TASK DIRECTIONS:
Only lines holding the word "with" should be copied from the material.
-.-.-
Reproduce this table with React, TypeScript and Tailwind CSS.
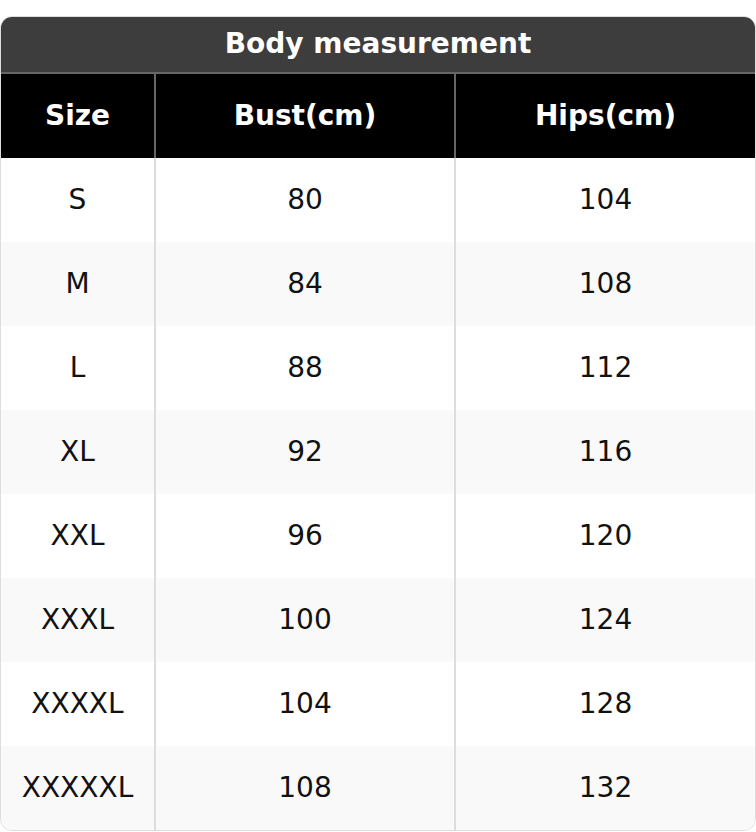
const rows = [
  ["S", "80", "104"],
  ["M", "84", "108"],
  ["L", "88", "112"],
  ["XL", "92", "116"],
  ["XXL", "96", "120"],
  ["XXXL", "100", "124"],
  ["XXXXL", "104", "128"],
  ["XXXXXL", "108", "132"],
];

export default function App() {
  return (
    <div className="bg-white pt-4" style={{ fontFamily: '"DejaVu Sans", sans-serif' }}>
      <div className="overflow-hidden rounded-xl border border-[#dddddd] text-[28px]">
        <div className="flex h-[55px] items-center justify-center bg-[#3d3d3d] pb-px font-bold text-white">
          Body measurement
        </div>
        <div className="flex h-[86px] border-t-2 border-[#666666] bg-black font-bold text-white">
          <div className="flex w-[155px] items-center justify-center border-r-2 border-[#666666]">Size</div>
          <div className="flex w-[300px] items-center justify-center border-r-2 border-[#666666]">Bust(cm)</div>
          <div className="flex flex-1 items-center justify-center">Hips(cm)</div>
        </div>
        {rows.map((r, i) => (
          <div
            key={r[0]}
            className={`flex h-[84px] text-[#111111] ${i % 2 === 1 ? "bg-[#f9f9f9]" : "bg-white"}`}
          >
            <div className="flex w-[155px] items-center justify-center border-r-2 border-[#dddddd]">{r[0]}</div>
            <div className="flex w-[300px] items-center justify-center border-r-2 border-[#dddddd]">{r[1]}</div>
            <div className="flex flex-1 items-center justify-center">{r[2]}</div>
          </div>
        ))}
      </div>
    </div>
  );
}
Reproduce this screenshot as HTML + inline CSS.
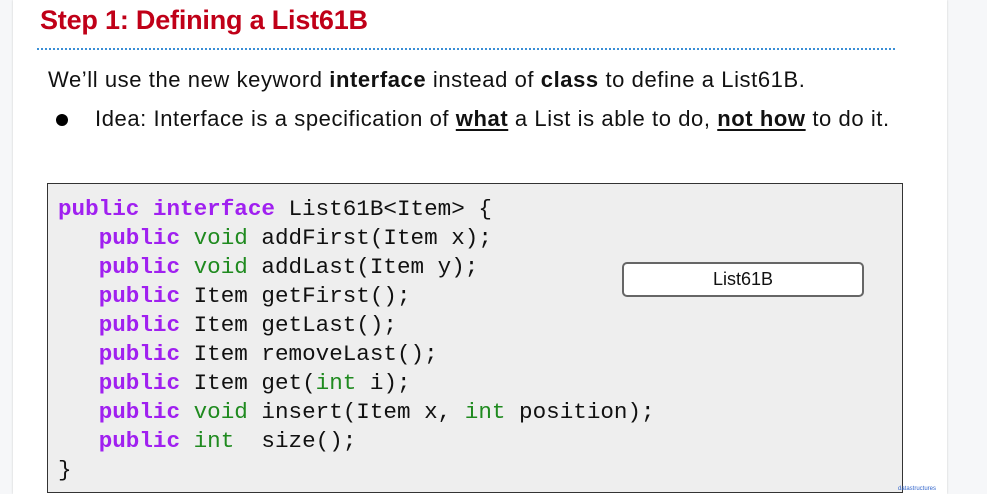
<!DOCTYPE html>
<html><head><meta charset="utf-8"><style>
html,body{margin:0;padding:0;}
body{width:987px;height:494px;background:#f6f7f9;position:relative;overflow:hidden;font-family:"Liberation Sans",sans-serif;}
.page{position:absolute;left:13px;top:0;width:934px;height:494px;background:#fff;box-shadow:0 0 2px #ccc;}
.title{position:absolute;left:40px;top:5px;color:#c00018;font-weight:bold;font-size:27px;letter-spacing:-0.2px;}
.dots{position:absolute;left:37px;top:48px;width:858px;border-top:2px dotted #3a8fd6;}
.t1{position:absolute;left:48px;top:67px;font-size:22px;letter-spacing:0.58px;color:#111;white-space:nowrap;}
.t2{position:absolute;left:95px;top:106px;font-size:22px;letter-spacing:0.58px;color:#111;white-space:nowrap;}
.bul{position:absolute;left:56px;top:114px;width:12px;height:12px;border-radius:50%;background:#000;}
u{text-decoration-thickness:2px;text-underline-offset:3px;}
.code{position:absolute;left:47px;top:183px;width:854px;height:308px;background:#eee;border:1px solid #333;}
pre{margin:0;position:absolute;left:10px;top:11px;font-family:"Liberation Mono",monospace;font-size:22.6px;line-height:29px;color:#111;}
.k{color:#a020f0;font-weight:bold;}
.g{color:#1f8a1f;}
.box{position:absolute;left:622px;top:262px;width:238px;height:31px;border:2px solid #666;border-radius:5px;background:#fff;text-align:center;font-size:18px;line-height:31px;color:#111;}
.foot{position:absolute;left:898px;top:486px;font-size:6px;color:#36c;}
</style></head><body>
<div class="page"></div>
<div class="title">Step 1: Defining a List61B</div>
<div class="dots"></div>
<div class="t1">We’ll use the new keyword <b>interface</b> instead of <b>class</b> to define a List61B.</div>
<div class="bul"></div>
<div class="t2">Idea: Interface is a specification of <b><u>what</u></b> a List is able to do, <b><u>not how</u></b> to do it.</div>
<div class="code"><pre><span class="k">public interface</span> List61B&lt;Item&gt; {
   <span class="k">public</span> <span class="g">void</span> addFirst(Item x);
   <span class="k">public</span> <span class="g">void</span> addLast(Item y);
   <span class="k">public</span> Item getFirst();
   <span class="k">public</span> Item getLast();
   <span class="k">public</span> Item removeLast();
   <span class="k">public</span> Item get(<span class="g">int</span> i);
   <span class="k">public</span> <span class="g">void</span> insert(Item x, <span class="g">int</span> position);
   <span class="k">public</span> <span class="g">int</span>  size();
}</pre></div>
<div class="box">List61B</div>
<div class="foot">datastructures</div>
</body></html>
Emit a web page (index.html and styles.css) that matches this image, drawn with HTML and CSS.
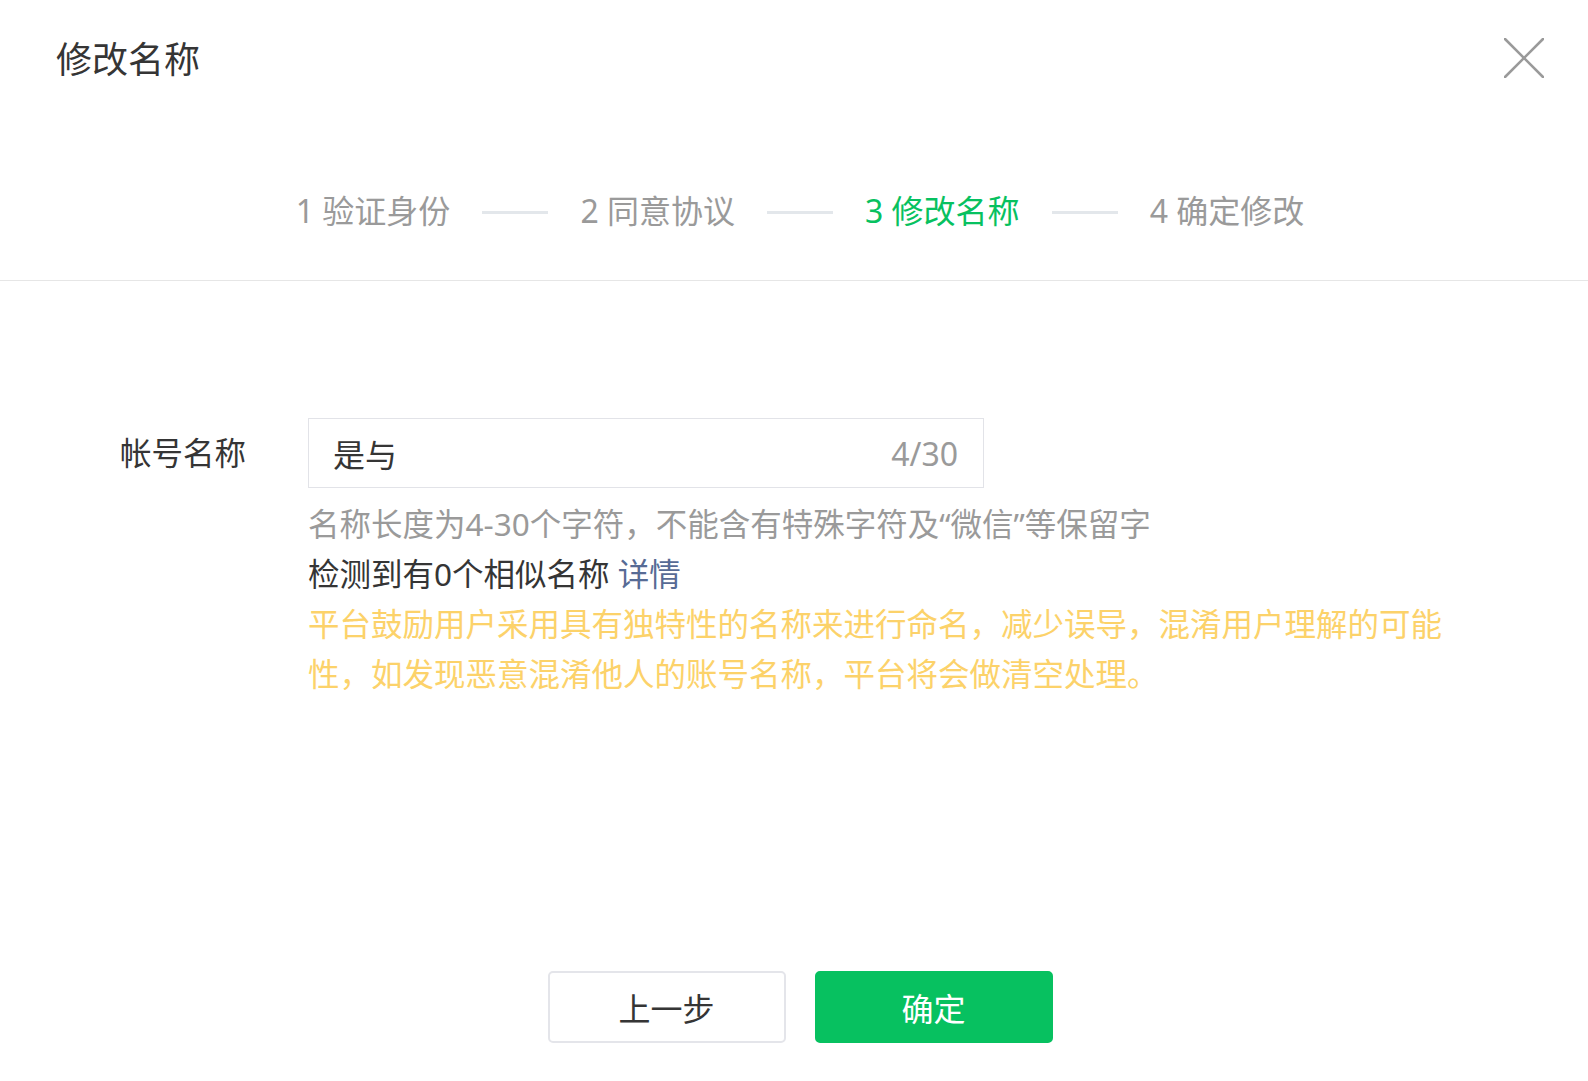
-.-.-
FULL OUTPUT:
Reproduce this table with React, TypeScript and Tailwind CSS.
Emit a web page (index.html and styles.css) that matches this image, drawn with HTML and CSS.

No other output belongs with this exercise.